Así, el mercado laboral se convierte en zona liberada para las corporaciones extranjeras, mientras las pymes locales agonizan entre la desprotección y el dumping importado. Lo vivimos en los 70, cuando la dictadura abrió las importaciones y destruyó el tejido productivo. Lo sufrimos en los 90, con el menemismo vendiendo “modernización” a precio de remate. Y lo vemos hoy, otra vez, bajo la misma bandera del libre mercado que solo libera a los de arriba.
Pero hay una diferencia: en aquellas épocas todavía quedaban joyas de la abuela para empeñar. Empresas públicas que funcionaban, que daban superávit, que eran orgullo y motor del país: YPF, Aerolíneas, los ferrocarriles, los servicios básicos, las telecomunicaciones.
Hoy, en cambio, casi todo está vendido o devastado - por esta administración -, y el gobierno ya no tiene qué entregar. Lo único que le queda es pedir prestado, hipotecar lo que aún no existe, entregar el mañana antes de que llegue. Si el modelo neoliberal de los 90 terminó con el estallido social del 2001, este amenaza con algo peor: un vaciamiento silencioso, una deuda sin límite ni horizonte, un país puesto en garantía de sí mismo.
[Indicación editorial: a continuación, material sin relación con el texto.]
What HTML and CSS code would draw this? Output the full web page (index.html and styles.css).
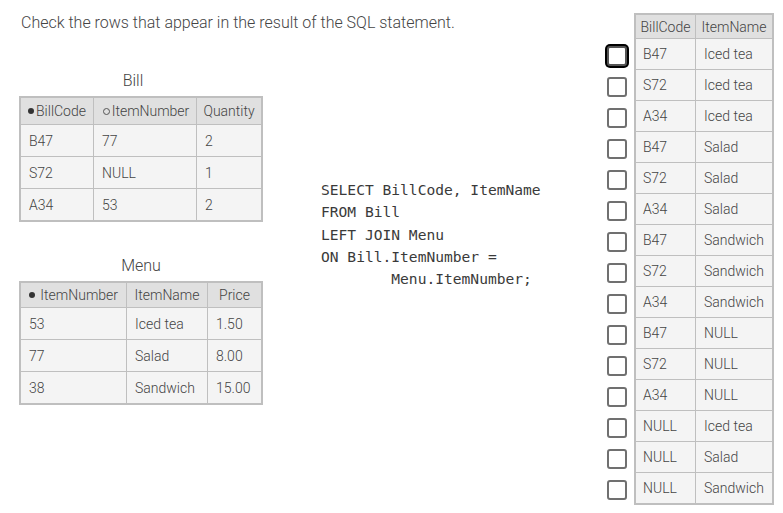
FILE: index.html
```
<!DOCTYPE html>
<html>
<head>
<meta charset="utf-8">
<link rel="stylesheet" href="styles.css">
</head>
<body>
<div class="page">
  <div class="main">
    <p class="prompt">Check the rows that appear in the result of the SQL statement.</p>
    <div class="content">
      <div class="tables">
        <div class="block bill">
          <div class="caption">Bill</div>
          <table class="data">
            <thead>
              <tr><th class="c1"><span class="dot"></span>BillCode</th><th class="c2"><span class="dot hollow"></span>ItemNumber</th><th class="c3">Quantity</th></tr>
            </thead>
            <tbody>
              <tr><td>B47</td><td>77</td><td>2</td></tr>
              <tr><td>S72</td><td>NULL</td><td>1</td></tr>
              <tr><td>A34</td><td>53</td><td>2</td></tr>
            </tbody>
          </table>
        </div>
        <div class="block menu">
          <div class="caption">Menu</div>
          <table class="data">
            <thead>
              <tr><th class="c1"><span class="dot"></span> ItemNumber</th><th class="c2">ItemName</th><th class="c3">Price</th></tr>
            </thead>
            <tbody>
              <tr><td>53</td><td>Iced tea</td><td>1.50</td></tr>
              <tr><td>77</td><td>Salad</td><td>8.00</td></tr>
              <tr><td>38</td><td>Sandwich</td><td>15.00</td></tr>
            </tbody>
          </table>
        </div>
      </div>
      <pre class="code">SELECT BillCode, ItemName
FROM Bill
LEFT JOIN Menu
ON Bill.ItemNumber =
        Menu.ItemNumber;</pre>
    </div>
  </div>
  <div class="answers">
    <div class="checks">
      <div class="cell"><input type="checkbox" class="cb focus"></div>
      <div class="cell"><input type="checkbox" class="cb"></div>
      <div class="cell"><input type="checkbox" class="cb"></div>
      <div class="cell"><input type="checkbox" class="cb"></div>
      <div class="cell"><input type="checkbox" class="cb"></div>
      <div class="cell"><input type="checkbox" class="cb"></div>
      <div class="cell"><input type="checkbox" class="cb"></div>
      <div class="cell"><input type="checkbox" class="cb"></div>
      <div class="cell"><input type="checkbox" class="cb"></div>
      <div class="cell"><input type="checkbox" class="cb"></div>
      <div class="cell"><input type="checkbox" class="cb"></div>
      <div class="cell"><input type="checkbox" class="cb"></div>
      <div class="cell"><input type="checkbox" class="cb"></div>
      <div class="cell"><input type="checkbox" class="cb"></div>
      <div class="cell"><input type="checkbox" class="cb"></div>
    </div>
    <table class="result">
      <thead>
        <tr><th class="r1">BillCode</th><th class="r2">ItemName</th></tr>
      </thead>
      <tbody>
        <tr><td>B47</td><td>Iced tea</td></tr>
        <tr><td>S72</td><td>Iced tea</td></tr>
        <tr><td>A34</td><td>Iced tea</td></tr>
        <tr><td>B47</td><td>Salad</td></tr>
        <tr><td>S72</td><td>Salad</td></tr>
        <tr><td>A34</td><td>Salad</td></tr>
        <tr><td>B47</td><td>Sandwich</td></tr>
        <tr><td>S72</td><td>Sandwich</td></tr>
        <tr><td>A34</td><td>Sandwich</td></tr>
        <tr><td>B47</td><td>NULL</td></tr>
        <tr><td>S72</td><td>NULL</td></tr>
        <tr><td>A34</td><td>NULL</td></tr>
        <tr><td>NULL</td><td>Iced tea</td></tr>
        <tr><td>NULL</td><td>Salad</td></tr>
        <tr><td>NULL</td><td>Sandwich</td></tr>
      </tbody>
    </table>
  </div>
</div>
</body>
</html>
```

FILE: styles.css
```
html, body {
  margin: 0;
  padding: 0;
  background: #fff;
}

body {
  font-family: Roboto, "Liberation Sans", sans-serif;
  font-weight: 300;
  color: #444;
}

.page {
  display: flex;
  align-items: flex-start;
}

.main {
  width: 605px;
}

.prompt {
  margin: 13px 0 0 21px;
  font-size: 16px;
  line-height: 19px;
}

.content {
  display: flex;
  align-items: flex-start;
  padding-left: 19px;
}

.tables {
  width: 244px;
}

.block.bill {
  margin-top: 39px;
}

.block.menu {
  margin-top: 34px;
}

.caption {
  font-size: 16px;
  line-height: 20px;
  text-align: center;
  margin-bottom: 5px;
}

.bill .caption {
  padding-right: 16px;
}

.data, .result {
  border-collapse: separate;
  border-spacing: 0;
  border: 2px solid #bfbfbf;
  font-size: 14px;
}

.data {
  width: 244px;
}

.data th, .data td,
.result th, .result td {
  padding: 0;
  border-right: 1px solid #bfbfbf;
  border-bottom: 1px solid #bfbfbf;
  white-space: nowrap;
}

.data th:last-child, .data td:last-child,
.result th:last-child, .result td:last-child {
  border-right: none;
}

.data tbody tr:last-child td,
.result tbody tr:last-child td {
  border-bottom: none;
}

.data th, .result th {
  background: #e0e0e0;
  font-weight: 300;
  text-align: center;
}

.data td, .result td {
  background: #f4f4f4;
  text-align: left;
}

.data th {
  height: 26px;
}

.menu .data th {
  height: 24px;
}

.data td {
  height: 31px;
  padding-left: 8px;
}

.bill .c1 { width: 72px; }
.bill .c2 { width: 102px; }
.bill .c3 { width: 64px; }

.menu .c1 { width: 105px; }
.menu .c2 { width: 80px; }
.menu .c3 { width: 53px; }

.dot {
  display: inline-block;
  width: 6px;
  height: 6px;
  border-radius: 50%;
  background: #333;
  vertical-align: middle;
  margin-right: 2px;
  position: relative;
  top: -1px;
}

.dot.hollow {
  background: transparent;
  border: 1px solid #555;
  width: 5px;
  height: 5px;
  margin-left: 2px;
}

.code {
  margin: 147px 0 0 58px;
  font-family: "DejaVu Sans Mono", "Liberation Mono", monospace;
  font-size: 14.6px;
  line-height: 22.3px;
  color: #3a3a3a;
}

.answers {
  display: flex;
  align-items: flex-start;
  margin-top: 13px;
}

.checks {
  width: 24px;
  margin-right: 5px;
  padding-top: 27px;
}

.checks .cell {
  height: 31px;
  display: flex;
  align-items: center;
  justify-content: center;
}

.cb {
  appearance: none;
  -webkit-appearance: none;
  margin: 0;
  width: 20px;
  height: 20px;
  box-sizing: border-box;
  border: 2px solid #707070;
  border-radius: 3px;
  background: #fff;
}

.cb.focus {
  box-shadow: 0 0 0 2px #000;
  border-color: #555;
}

.result {
  width: 140px;
}

.result th {
  height: 23px;
}

.result td {
  height: 30px;
}

.result .r1 { width: 59px; }
.result .r2 { width: 76px; }

.result td:first-child {
  padding-left: 7px;
}

.result td:last-child {
  padding-left: 8px;
}
```
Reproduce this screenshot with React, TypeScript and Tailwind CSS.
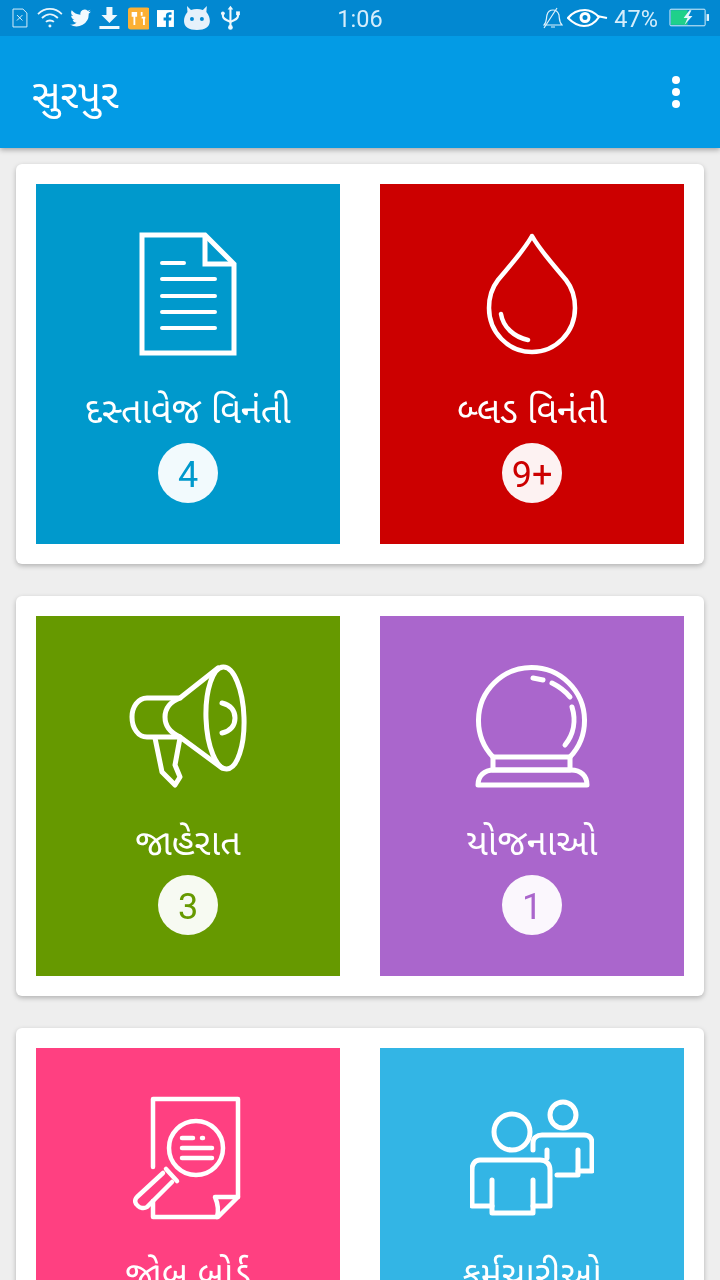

Una patria sin joyas, sin reserva, sin rumbo —solo con el eco de los aplausos del mercado y la promesa vacía de un futuro que cada vez se parece más a una liquidación final.
Mientras el dólar manda, el Estado se disfraza de Tío Sam. No es solo estética: es rendición simbólica y económica. Porque cuando un ministerio se convierte en meme imperial y un empresario dicta política pública desde Twitter, no estamos frente a una casualidad, sino ante una estrategia: colonizar la imaginación, disciplinar la esperanza, extranjerizar el futuro.
Nos quieren hacer creer que la seriedad se mide en dólares, que el profesionalismo es obediencia y que el progreso viene con manual en inglés. Pero acá, entre los cerros, el viento y la calle, seguimos sabiendo algo: que hay una soberanía que no se negocia, una estética que se defiende y una dignidad que no se exporta.